System policy match:

{
    "Code": 200,
    "Data": {
        "Result": [
            {
                "Label": "political_entity",
                "Description": "Suspected political entity",
                "Confidence": 100.0,
                "RiskWords": "Word A,Word B,Word C"
            },
            {
                "Label": "political_figure",
                "Description": "Suspected political figure",
                "Confidence": 100.0,
                "RiskWords": "Word A,Word B,Word C"
            }
        ],
        "RiskLevel": "high",
        "DetectedLanguage": "en",
        "TranslatedContent": "Translated content",
        "DataId": "text0424****"
    },
    "Message": "OK",
    "RequestId": "AAAAAA-BBBB-CCCCC-DDDD-EEEEEEEE****"
}

Custom keyword library match:

{
    "Code": 200,
    "Data": {
        "Result": [
            {
                "Description": "Matched a custom keyword library",
                "CustomizedHit": [
                    {
                        "LibName": "Custom keyword library name 1",
                        "KeyWords": "Custom keyword"
                    }
                ],
                "Confidence": 100,
                "Label": "customized"
            }
        ],
        "RiskLevel": "high",
        "DataId": "text0424****"
    },
    "Message": "OK",
    "RequestId": "AAAAAA-BBBB-CCCCC-DDDD-EEEEEEEE****"
}

Code

Code

Status code

Description

200

OK

The request was successful.

400

BAD_REQUEST

Invalid request.
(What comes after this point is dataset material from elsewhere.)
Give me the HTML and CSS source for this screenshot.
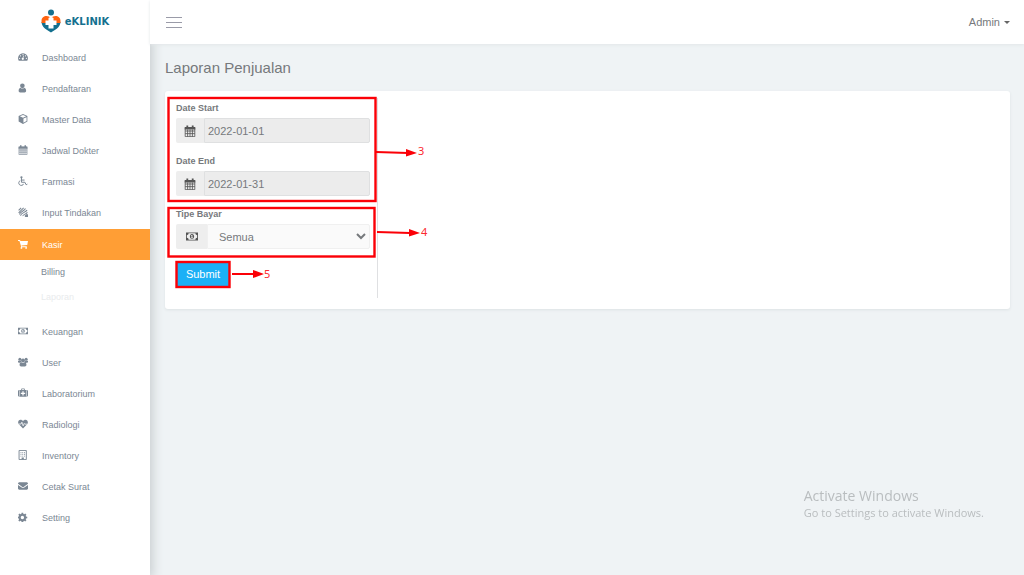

Check your request parameters.

407

NOT_SUPPORT

The language is not recognized or supported.

408

PERMISSION_DENY

Permission denied. This can occur if your account is not authorized, has an overdue payment, or if the service is inactive or blocked.

500

GENERAL_ERROR

A server-side error occurred. Retry the request. If the error persists, contact us through online support.

581

TIMEOUT

The request timed out. Retry the request. If the error persists, contact us through online support.

588

EXCEED_QUOTA

The request rate exceeds the QPS limit.